If you are wondering, yes, I am experimenting with heavy imageries with the paragraphs above. Something tells me that I am not very suited for that...


P.S: Going to Genting with the lady later on. I never went to Genting before, so this will be fun. I guess.

Sunday, 5 August 2012

Just an update.


One of my absolute favorite Oasis songs. Strangely though, I cannot put the music video in this blog post, so this lyric video with stars and stuff should make it up... Or not.

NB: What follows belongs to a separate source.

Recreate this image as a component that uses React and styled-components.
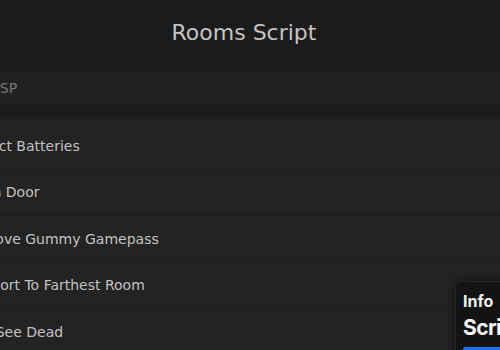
import React from "react";
import styled, { createGlobalStyle } from "styled-components";

const Global = createGlobalStyle`
  html, body { margin: 0; padding: 0; background: #1b1b1b; overflow: hidden; }
  #root { width: 500px; height: 350px; overflow: hidden; position: relative; }
`;

const Window = styled.div`
  margin-left: -45px;
  width: 576px;
  height: 350px;
  display: flex;
  flex-direction: column;
  background: #1b1b1b;
  font-family: "DejaVu Sans", sans-serif;
`;

const Header = styled.div`
  height: 72px;
  flex: none;
  display: flex;
  align-items: center;
  justify-content: center;
  padding-bottom: 8px;
  box-sizing: border-box;
  background: #1b1b1b;
`;

const Title = styled.h1`
  margin: 0;
  margin-left: 2px;
  font-size: 22px;
  font-weight: 400;
  color: #c4c4c4;
`;

const SectionLabel = styled.div`
  height: 32px;
  flex: none;
  display: flex;
  align-items: center;
  padding-left: 36px;
  background: #212121;
  color: #767676;
  font-size: 14px;
`;

const Band = styled.div`
  height: 19px;
  flex: none;
  background: linear-gradient(#1b1b1b 0px, #1c1c1c 11px, #232323 19px);
`;

const List = styled.div`
  display: flex;
  flex-direction: column;
`;

const Row = styled.div`
  height: 45.5px;
  flex: none;
  display: flex;
  align-items: center;
  padding-left: 9px;
  background: #232323;
  border-bottom: 1px solid #1d1d1d;
  color: #c2c2c2;
  font-size: 14px;
  white-space: nowrap;
`;

const Toast = styled.div`
  position: absolute;
  left: 455px;
  top: 281px;
  width: 120px;
  height: 100px;
  box-sizing: border-box;
  padding: 9px 0 0 7px;
  background: #131313;
  border: 1px solid #262626;
  border-radius: 6px;
  box-shadow: 0 0 10px rgba(0, 0, 0, 0.5);
  font-family: Inter, "DejaVu Sans", sans-serif;
  display: flex;
  flex-direction: column;
`;

const ToastTitle = styled.div`
  font-size: 16px;
  font-weight: 700;
  color: #f2f2f2;
  line-height: 20px;
`;

const ToastText = styled.div`
  font-size: 21px;
  font-weight: 700;
  letter-spacing: -0.6px;
  color: #f4f4f4;
  line-height: 28px;
  margin-top: 3px;
  white-space: nowrap;
`;

const Progress = styled.div`
  margin-top: 5px;
  height: 5px;
  border-radius: 3px 0 0 3px;
  background: #1f6fe5;
`;

const items = [
  "Collect Batteries",
  "Open Door",
  "Remove Gummy Gamepass",
  "Teleport To Farthest Room",
  "Can See Dead",
];

export default function App() {
  return (
    <>
      <Global />
      <Window>
        <Header>
          <Title>Rooms Script</Title>
        </Header>
        <SectionLabel>ESP</SectionLabel>
        <Band />
        <List>
          {items.map((t) => (
            <Row key={t}>{t}</Row>
          ))}
        </List>
      </Window>
      <Toast>
        <ToastTitle>Info</ToastTitle>
        <ToastText>Script</ToastText>
        <Progress />
      </Toast>
    </>
  );
}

Also, this song is dedicated to Kelvin, Kit Yin and many other friends in ADP who are leaving Malaysia to further their studies in America. Good luck people; I sincerely wish all of you good luck and may our paths cross again, no matter how slim the chance it might be (:

***

Time flies.

Time can never slow down for a guy like me. I could never grasp time with my bare hands; I am not a deity, I am just a mere human in this world, still trying to find a place to plant my feet on. No matter how sticky or daunting the road may be, I ventured most of it safely without turning back to take a look at the past. The past is the past; it is like vying for another gold medal at this year's Olympics for Malaysia.

I am dying. Dying because the future is too near. This is the first time I am afraid of putting the next step forward. The rocks on the river that leads to the other side is shaky. The water's tide is unstable. The trees behind me are shaking. The birds are chirping. The bag is getting heavier. My legs are getting tired. I am getting restless.

I cannot see the light.

As confident as I may be, I am much better off making decisions that benefit my own self. Then again, the decisions I have made for these past few years have been nothing short of benefiting only myself. Just for once, for once, I wish I could make a decision that satisfies everyone that I care for.

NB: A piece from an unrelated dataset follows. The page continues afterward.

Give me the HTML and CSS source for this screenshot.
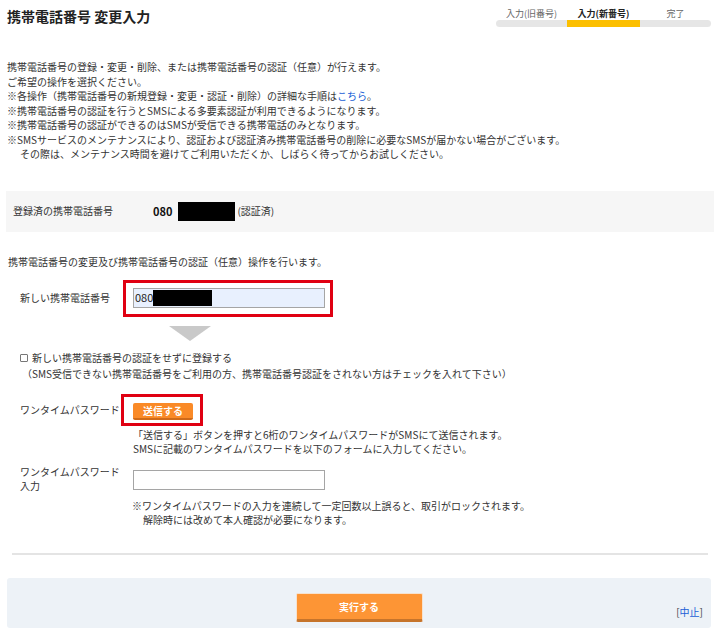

You can see where I am getting at now, readers. There is no way, no way that I could make a decision about my future that could console the people I care for. There will always be this one or two little sacrifices that I have to make in order to see the future.

Alas, the future is near. It is 6th August 2012 now, exactly nine days from being inducted to ADP. The rocks I am standing on is still shaky. One step back will cost me two years of my life (starting from freshman in America). Staying on the same rock will cost me my experience (staying here in Malaysia). One step forward will make me start all over again (transfer to Vancouver Film School, which alienates me from everyone I know, causing me to start afresh in a foreign place).

My mind is stuck on going for the latter. It has been a long time since I made a decision that makes everyone happy, but this is not the time to make it just yet. Not now. I am my own man. No more hesitation.

I am but an inch from putting my foot forward.

Somehow, I am still alive.


P.S: Got myself the box set of A Song Of Ice And Fire. I still got Emily Dickinson and Miss Bernice's memoir to read, so I guess my post-final term examination plans are half sorted out.

P.P.S: Stop it. Stop this sorcery you put on me!

Wednesday, 25 July 2012

New life.

Hi, guys.

Due to complications of using a Hotmail account (ever so eager to spam my inbox and induce my laptop with deadly viruses), I have created a new blog, which is handled by a Gmail account, which is, without a question, better than Hotmail.